Le nouveau député allait être forcé d’habiter Paris, du moins pendant la durée des sessions. Rentrés en France, après leur lugubre voyage, M. et Mme de Lamartine s’étaient enfermés avec leur chagrin. De Mâcon, où ils prolongeaient leur séjour jusqu’à l’entrée de l’hiver, ils avaient chargé Aimé Martin de leur choisir un appartement et de le meubler ; ils craignaient seulement, sur le plan qu’il avait envoyé, qu’il ne l’eût pris beaucoup trop beau. Pour les meubles, Mme de Lamartine recommandait de faire le nécessaire, le convenable, rien de plus : « Nous serons à Paris par nécessité et non par goût d’élégance. Tout cela nous a bien passé, si jamais nous l’avions eu, et Alphonse désire y dépenser le moins possible, ce que vous comprendrez, entre nous, après un voyage comme celui que nous venons de faire.
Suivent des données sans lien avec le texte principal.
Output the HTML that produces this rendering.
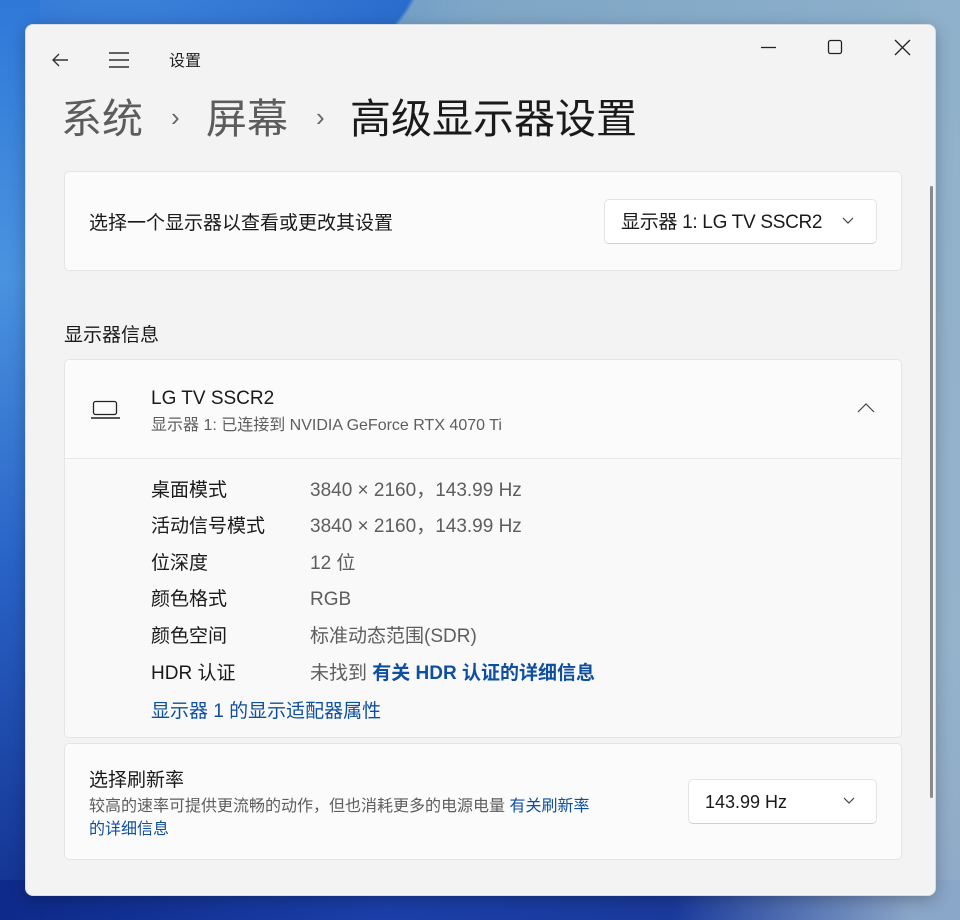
<!DOCTYPE html>
<html><head><meta charset="utf-8"><style>
*{margin:0;padding:0;box-sizing:border-box}
body{width:960px;height:920px;overflow:hidden;position:relative;font-family:"Liberation Sans","Noto Sans CJK SC",sans-serif;
background:linear-gradient(90deg,#1d5fc9 0%,#3c86d8 3%,#7fa6c6 50%,#8db0cb 100%);}
.bg1{position:absolute;left:0;top:0;width:960px;height:920px;background:
radial-gradient(ellipse 500px 260px at 120px -40px,#3f86dc 0%,#2a6ccc 60%,transparent 61%),
radial-gradient(ellipse 700px 200px at 300px 980px,#132c8a 0%,#1a3aa0 70%,transparent 71%);}
.bl{position:absolute;left:0;top:0;width:40px;height:920px;background:linear-gradient(180deg,#2f78d8,#4a93e0 30%,#2a65c8 60%,#12308f 100%)}
.br{position:absolute;right:0;top:0;width:40px;height:920px;background:linear-gradient(180deg,#8fb1cb,#95b3cb 70%,#8fa9c7)}
.bb{position:absolute;left:0;top:880px;width:960px;height:40px;background:linear-gradient(90deg,#0e2a8a,#1b3fa8 40%,#1a3a9c 70%,#8aa6c8 95%)}
.win{position:absolute;left:25px;top:24px;width:911px;height:872px;background:#f3f3f3;border-radius:8px;border:1px solid #d8dde3;box-shadow:0 4px 16px rgba(0,0,0,.25)}
.a{position:absolute;white-space:nowrap;line-height:26px}
.card{position:absolute;background:#fbfbfb;border:1px solid #e5e5e5;border-radius:5px}
.dd{position:absolute;background:#fff;border:1px solid #e3e3e3;border-bottom-color:#d0d0d0;border-radius:5px}
.lbl{font-size:19px;color:#1a1a1a}
.val{font-size:19px;color:#5e5e5e}
.lk{color:#0f4fa0}
</style></head><body>
<div class="bg1"></div><div class="bl"></div><div class="br"></div><div class="bb"></div>
<div class="win">
<svg class="a" style="left:24px;top:25px" width="20" height="20" viewBox="0 0 20 20"><path d="M18 10H3M9 4L3 10l6 6" stroke="#333" stroke-width="1.4" fill="none"/></svg>
<svg class="a" style="left:82px;top:25px" width="22" height="20" viewBox="0 0 22 20"><path d="M1 3h20M1 10h20M1 17h20" stroke="#333" stroke-width="1.4"/></svg>
<div class="a" style="left:143px;top:24px;font-size:16px;color:#222">设置</div>
<svg class="a" style="left:733px;top:21px" width="18" height="4"><path d="M2 1.5h15" stroke="#222" stroke-width="1.3"/></svg>
<svg class="a" style="left:801px;top:14px" width="16" height="16"><rect x="1.5" y="1.5" width="13" height="13" rx="2" stroke="#222" stroke-width="1.3" fill="none"/></svg>
<svg class="a" style="left:868px;top:14px" width="17" height="17"><path d="M1 1l15 15M16 1L1 16" stroke="#222" stroke-width="1.3"/></svg>
<div class="a" style="left:35px;top:71px;font-size:41px;line-height:46px;color:#5c5c5c">系统</div>
<div class="a" style="left:145px;top:77px;font-size:26px;line-height:30px;color:#666">›</div>
<div class="a" style="left:180px;top:71px;font-size:41px;line-height:46px;color:#5c5c5c">屏幕</div>
<div class="a" style="left:290px;top:77px;font-size:26px;line-height:30px;color:#666">›</div>
<div class="a" style="left:324px;top:71px;font-size:41px;line-height:46px;color:#1a1a1a">高级显示器设置</div>

<div class="card" style="left:38px;top:146px;width:838px;height:100px">
<div class="a lbl" style="left:24px;top:39px">选择一个显示器以查看或更改其设置</div>
<div class="dd" style="left:539px;top:27px;width:273px;height:45px">
<div class="a" style="left:16px;top:10px;font-size:19px;color:#1a1a1a;letter-spacing:-0.3px">显示器 1: LG TV SSCR2</div>
<svg class="a" style="left:237px;top:17px" width="12" height="8"><path d="M1 1l5 5 5-5" stroke="#444" stroke-width="1.2" fill="none"/></svg>
</div></div>

<div class="a" style="left:38px;top:298px;font-size:19px;color:#1a1a1a">显示器信息</div>

<div class="card" style="left:38px;top:334px;width:838px;height:379px">
<div style="position:absolute;left:0;top:98px;width:836px;height:1px;background:#e8e8e8"></div>
<div style="position:absolute;left:0;top:99px;width:836px;height:278px;background:#f9f9f9;border-radius:0 0 5px 5px"></div>
<svg class="a" style="left:26px;top:40px" width="30" height="20"><rect x="2.5" y="1.5" width="23" height="13" rx="2" stroke="#222" stroke-width="1.3" fill="none"/><path d="M0 18h29" stroke="#222" stroke-width="1.4"/></svg>
<div class="a" style="left:86px;top:26px;font-size:19px;color:#1a1a1a">LG TV SSCR2</div>
<div class="a" style="left:86px;top:53px;font-size:16px;color:#5e5e5e">显示器 1: 已连接到 NVIDIA GeForce RTX 4070 Ti</div>
<svg class="a" style="left:792px;top:43px" width="18" height="10"><path d="M1 9l8-8 8 8" stroke="#444" stroke-width="1.2" fill="none"/></svg>
<div class="a lbl" style="left:86px;top:118px">桌面模式</div><div class="a val" style="left:245px;top:118px">3840 × 2160，143.99 Hz</div>
<div class="a lbl" style="left:86px;top:154px">活动信号模式</div><div class="a val" style="left:245px;top:154px">3840 × 2160，143.99 Hz</div>
<div class="a lbl" style="left:86px;top:191px">位深度</div><div class="a val" style="left:245px;top:191px">12 位</div>
<div class="a lbl" style="left:86px;top:227px">颜色格式</div><div class="a val" style="left:245px;top:227px">RGB</div>
<div class="a lbl" style="left:86px;top:264px">颜色空间</div><div class="a val" style="left:245px;top:264px">标准动态范围(SDR)</div>
<div class="a lbl" style="left:86px;top:301px">HDR 认证</div><div class="a val" style="left:245px;top:301px">未找到 <span class="lk" style="font-weight:bold">有关 HDR 认证的详细信息</span></div>
<div class="a lk" style="left:86px;top:339px;font-size:19px">显示器 1 的显示适配器属性</div>
</div>

<div class="card" style="left:38px;top:718px;width:838px;height:117px">
<div class="a lbl" style="left:24px;top:24px">选择刷新率</div>
<div class="a" style="left:24px;top:51px;font-size:16px;color:#5e5e5e;line-height:23px">较高的速率可提供更流畅的动作，但也消耗更多的电源电量 <span class="lk">有关刷新率</span><br><span class="lk">的详细信息</span></div>
<div class="dd" style="left:623px;top:35px;width:189px;height:45px">
<div class="a" style="left:16px;top:9px;font-size:18px;color:#1a1a1a">143.99 Hz</div>
<svg class="a" style="left:154px;top:17px" width="12" height="8"><path d="M1 1l5 5 5-5" stroke="#444" stroke-width="1.2" fill="none"/></svg>
</div></div>

<div style="position:absolute;left:904px;top:161px;width:3px;height:612px;background:#8a8a8a;border-radius:2px"></div>
</div>
</body></html>
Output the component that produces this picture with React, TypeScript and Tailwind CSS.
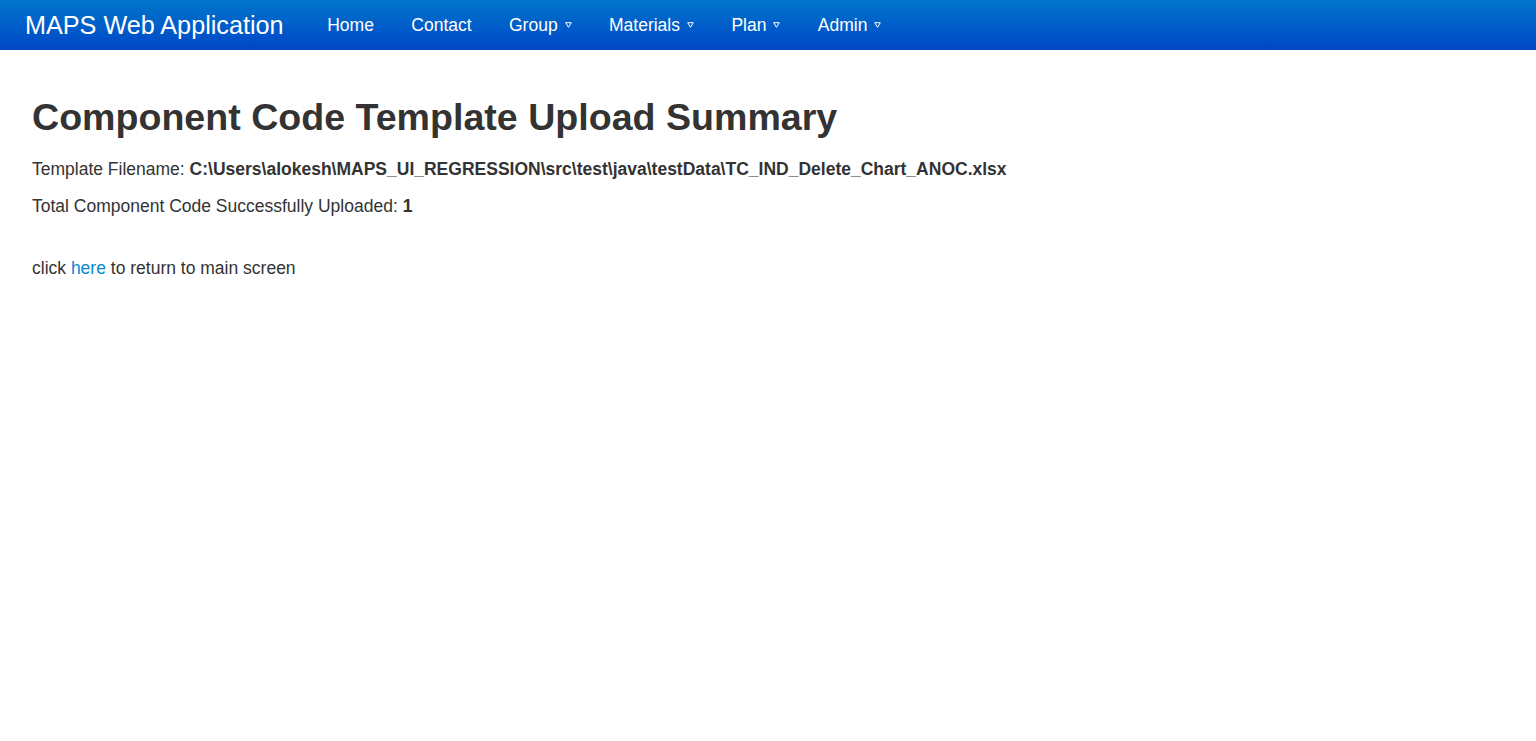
import React from "react";

function Caret() {
  return (
    <svg width="7" height="6" viewBox="0 0 7 6" className="ml-[7px] mt-[1px]" aria-hidden>
      <path d="M0.7 0.7 H6.3 L3.5 5.3 Z" fill="none" stroke="white" strokeWidth="1" strokeLinejoin="miter" />
    </svg>
  );
}

export default function App() {
  const items: { label: string; caret?: boolean }[] = [
    { label: "Home" },
    { label: "Contact" },
    { label: "Group", caret: true },
    { label: "Materials", caret: true },
    { label: "Plan", caret: true },
    { label: "Admin", caret: true },
  ];
  return (
    <div className="min-h-screen bg-white text-[#333333]" style={{ fontFamily: '"Liberation Sans", Arial, sans-serif' }}>
      <nav className="h-[50px] bg-gradient-to-b from-[#0075ca] to-[#0046c8] border-b border-[#0040b8] flex items-center">
        <a className="pl-[25px] pr-[25px] text-[25.2px] leading-[50px] text-white whitespace-nowrap">MAPS Web Application</a>
        <ul className="flex items-center">
          {items.map((it) => (
            <li key={it.label} className="px-[18.7px] flex items-center text-[17.5px] leading-[50px] text-white">
              <span>{it.label}</span>
              {it.caret && <Caret />}
            </li>
          ))}
        </ul>
      </nav>
      <main className="px-[32px] pt-[47px]">
        <h1 className="text-[37.6px] leading-[41px] font-bold mb-[19px] text-[#333333]">
          Component Code Template Upload Summary
        </h1>
        <p className="text-[17.5px] leading-[25px] mb-[12px]">
          Template Filename: <b>C:\Users\alokesh\MAPS_UI_REGRESSION\src\test\java\testData\TC_IND_Delete_Chart_ANOC.xlsx</b>
        </p>
        <p className="text-[17.5px] leading-[25px] mb-[12px]">
          Total Component Code Successfully Uploaded: <b>1</b>
        </p>
        <div className="h-[25px]" />
        <p className="text-[17.5px] leading-[25px]">
          click <a className="text-[#0a88d0]">here</a> to return to main screen
        </p>
      </main>
    </div>
  );
}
Ainsi il faut que vous ayez la bonté de préparer les choses de manière que le tapissier ne nous traite pas en grands seigneurs, ce qui serait loin de compte[1]. » Aimé Martin avait eu la main heureuse. Lamartine se trouva délicieusement logé dans ce vaste et paisible appartement de la rue de l’Université, au numéro 82, qui donnait sur une cour de vieil hôtel et sur de verts jardins : « Il s’est passé tant de choses dans ces pièces, écrit un des familiers du logis[2], qu’elles sont devenues historiques. L’Europe politique, littéraire, artistique, plébéienne, a passé dans cette large salle à manger, et dans ce grand salon encadré par un divan, et dans cet atelier où séchaient toujours quelques toiles de Mme de Lamartine. Les privilégiés ont ouvert cette porte à droite et trouvé un beau cabinet où Lamartine ne travailla jamais, encombré de livres offerts, recueils de poésie innocens, journaux et imprimés

  1. Lettre de Mme de Lamartine à Aimé Martin. — Mâcon, le 2 décembre 1833, (Communiquée par Mme la baronne de Noirmont.)
  2. H. de Lacretelle, Lamartine et ses amis, p. 39.